Now, IIR filters are almost always designed as series connection of second-order (i.e. quadratic) pieces. But it’s very rare that people bother to look at the equivalent factorized decomposition of an FIR filter. That’s because it usually doesn’t confer any sort of advantage, since FIR filters are already so simple to implement. But it’s a great tool to **analyze** the coefficient sets that you get from your chosen FIR design software. And there are always exceptions to the ‘usually’ clause. And I know you love exceptions!

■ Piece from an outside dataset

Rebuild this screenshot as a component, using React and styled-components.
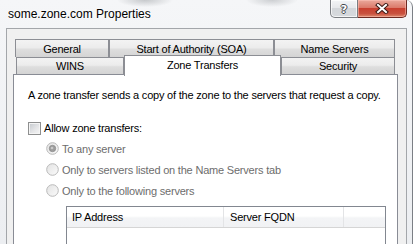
import React from "react";
import styled, { createGlobalStyle } from "styled-components";

const GlobalStyle = createGlobalStyle`
  html, body { margin: 0; padding: 0; background: #fff; }
  * { box-sizing: border-box; }
`;

const Window = styled.div`
  width: 413px;
  height: 244px;
  overflow: hidden;
  display: flex;
  flex-direction: column;
  border-right: 1px solid #7b7f85;
  border-top-right-radius: 7px;
  background:
    radial-gradient(ellipse 28px 7px at 145px 0px, rgba(110, 115, 120, 0.35), transparent),
    radial-gradient(ellipse 26px 7px at 272px 0px, rgba(110, 115, 120, 0.3), transparent),
    linear-gradient(#f5f6f8, #eceef1);
  font-family: "Liberation Sans", Arial, sans-serif;
  font-size: 11px;
  letter-spacing: -0.2px;
  color: #000;
`;

const TitleBar = styled.div`
  height: 28px;
  flex-shrink: 0;
  display: flex;
  justify-content: space-between;
  align-items: flex-start;
`;

const Title = styled.div`
  margin: 7px 0 0 8px;
  font-size: 12px;
  line-height: 14px;
  letter-spacing: 0;
  text-shadow: 0 0 5px #fff, 0 0 3px #fff;
`;

const CaptionButtons = styled.div`
  display: flex;
  margin-right: 5px;
`;

const CaptionButton = styled.div`
  width: ${(p) => p.$w}px;
  height: 18px;
  display: flex;
  align-items: center;
  justify-content: center;
  border: 1px solid ${(p) => (p.$close ? "#6e2a22" : "#7a7d82")};
  border-top: none;
  border-radius: ${(p) => (p.$close ? "0 0 5px 0" : "0 0 0 5px")};
  background: ${(p) =>
    p.$close
      ? "linear-gradient(#eaa99c 0%, #db7a6a 45%, #c8402f 50%, #c9513f 80%, #dd8a6e 100%)"
      : "linear-gradient(#f3f4f6 0%, #e6e8eb 45%, #d3d6da 50%, #d6d9dd 100%)"};
  box-shadow: inset 0 0 0 1px ${(p) => (p.$close ? "rgba(255,200,190,0.5)" : "rgba(255,255,255,0.7)")};
  & + & { border-left: none; }
`;

const HelpGlyph = styled.span`
  font-family: "DejaVu Sans", sans-serif;
  font-weight: bold;
  font-size: 11px;
  line-height: 1;
  letter-spacing: 0;
  color: #fff;
  text-shadow: 1px 0 #44474c, -1px 0 #44474c, 0 1px #44474c, 0 -1px #44474c;
  margin-top: 1px;
`;

const Client = styled.div`
  flex: 1;
  margin: 0 5px 0 6px;
  border: 1px solid #a3a6aa;
  background: #f0f0f0;
  padding-top: 10px;
  display: flex;
  flex-direction: column;
`;

const TabStrip = styled.div`
  display: flex;
  flex-direction: column;
  padding-left: 8px;
  position: relative;
  z-index: 1;
`;

const TabRow = styled.div`
  display: flex;
  align-items: flex-start;
  height: ${(p) => p.$h}px;
  margin-left: ${(p) => p.$offset}px;
`;

const Tab = styled.div`
  width: ${(p) => p.$w}px;
  height: 100%;
  display: flex;
  align-items: center;
  justify-content: center;
  border: 1px solid #8c8e94;
  border-bottom: none;
  background: linear-gradient(#f3f3f3 0%, #ececec 45%, #dedede 55%, #d4d4d4 100%);
  white-space: nowrap;
`;

const ActiveTab = styled(Tab)`
  height: 21px;
  margin-top: -2px;
  padding-bottom: 2px;
  background: #fff;
`;

const Panel = styled.div`
  margin-left: 6px;
  width: 385px;
  height: 200px;
  flex-shrink: 0;
  background: #fff;
  border: 1px solid #898c95;
  padding: 12px 14px 0;
`;

const Description = styled.div`
  line-height: 16px;
  white-space: nowrap;
`;

const CheckRow = styled.label`
  margin-top: 17px;
  height: 16px;
  display: flex;
  align-items: center;
  gap: 3px;
`;

const CheckBox = styled.span`
  width: 13px;
  height: 13px;
  border: 1px solid #8e8f8f;
  background: linear-gradient(135deg, #c4c8cd 0%, #e4e5e7 55%, #f6f6f6 100%);
  box-shadow: inset 0 0 0 1px #f4f4f4;
`;

const RadioGroup = styled.div`
  margin: 2px 0 0 18px;
  display: flex;
  flex-direction: column;
`;

const RadioRow = styled.div`
  height: 21px;
  display: flex;
  align-items: center;
  gap: 3px;
  color: #6d6d6d;
`;

const ListBox = styled.div`
  margin: 5px 0 0 38px;
  width: 320px;
  height: 60px;
  border: 1px solid #828790;
`;

const ListHeader = styled.div`
  display: flex;
  height: 21px;
  border-bottom: 1px solid #d5d5d5;
  background: linear-gradient(#ffffff 0%, #ffffff 45%, #f3f4f6 55%, #f1f2f4 100%);
`;

const HeaderCell = styled.div`
  width: ${(p) => p.$w}px;
  display: flex;
  align-items: center;
  padding-left: ${(p) => p.$pad}px;
  border-right: 1px solid #e3e4e6;
`;

function Radio({ checked }) {
  return (
    <svg width="13" height="13" viewBox="0 0 13 13">
      <defs>
        <linearGradient id={checked ? "rgc" : "rg"} x1="0" y1="0" x2="1" y2="1">
          <stop offset="0" stopColor="#e2e2e2" />
          <stop offset="1" stopColor="#fbfbfb" />
        </linearGradient>
      </defs>
      <circle cx="6.5" cy="6.5" r="5.8" fill={`url(#${checked ? "rgc" : "rg"})`} stroke="#b9b9b9" strokeWidth="1" />
      {checked && (
        <>
          <circle cx="6.5" cy="6.5" r="3.2" fill="#9d9d9d" stroke="#8c8c8c" strokeWidth="0.8" />
          <circle cx="6" cy="6" r="1.3" fill="#c9c9c9" />
        </>
      )}
    </svg>
  );
}

function CloseGlyph() {
  return (
    <svg width="14" height="11" viewBox="0 0 14 11">
      <path d="M3 2 L11 9 M11 2 L3 9" stroke="#3d1a15" strokeWidth="4" strokeLinecap="square" />
      <path d="M3 2 L11 9 M11 2 L3 9" stroke="#fff" strokeWidth="2" strokeLinecap="square" />
    </svg>
  );
}

export default function App() {
  return (
    <>
      <GlobalStyle />
      <Window>
        <TitleBar>
          <Title>some.zone.com Properties</Title>
          <CaptionButtons>
            <CaptionButton $w={28}>
              <HelpGlyph>?</HelpGlyph>
            </CaptionButton>
            <CaptionButton $w={49} $close>
              <CloseGlyph />
            </CaptionButton>
          </CaptionButtons>
        </TitleBar>
        <Client>
          <TabStrip>
            <TabRow $h={18} $offset={0}>
              <Tab $w={94}>General</Tab>
              <Tab $w={165}>Start of Authority (SOA)</Tab>
              <Tab $w={121}>Name Servers</Tab>
            </TabRow>
            <TabRow $h={17} $offset={1}>
              <Tab $w={108}>WINS</Tab>
              <ActiveTab $w={157}>Zone Transfers</ActiveTab>
              <Tab $w={114}>Security</Tab>
            </TabRow>
          </TabStrip>
          <Panel>
            <Description>
              A zone transfer sends a copy of the zone to the servers that request a copy.
            </Description>
            <CheckRow>
              <CheckBox />
              Allow zone transfers:
            </CheckRow>
            <RadioGroup>
              <RadioRow>
                <Radio checked />
                To any server
              </RadioRow>
              <RadioRow>
                <Radio />
                Only to servers listed on the Name Servers tab
              </RadioRow>
              <RadioRow>
                <Radio />
                Only to the following servers
              </RadioRow>
            </RadioGroup>
            <ListBox>
              <ListHeader>
                <HeaderCell $w={157} $pad={5}>IP Address</HeaderCell>
                <HeaderCell $w={120} $pad={6}>Server FQDN</HeaderCell>
              </ListHeader>
            </ListBox>
          </Panel>
        </Client>
      </Window>
    </>
  );
}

My main goal is not to get you breaking down someone else’s FIR filter design using these tools, not yet anyway. What’s really interesting is to look at **the behavior that the factors themselves exhibit**. We can then separately manipulate each factor to potentially make it do something we want. If we create some factors from scratch, each of which does something useful and interesting, and then multiply them all up to get a polynomial, then this polynomial’s coefficients are those of **an FIR filter that does all those interesting things at once**.

Just to tempt you, have a think about this. Our FIR filter has **three** nulls in the stopband (figures 1 and 2). And our factorization of the polynomial [4] shows that it has **three** factors that have a constant term (the coefficient of z^{0}) of unity. This is **not** a coincidence. So, in part 2 we’ll work out how to drive this process, creating factors that contribute directly to the particular stopband behavior we want.

This’ll show you that there’s more than one root (ouch) to effective filter design!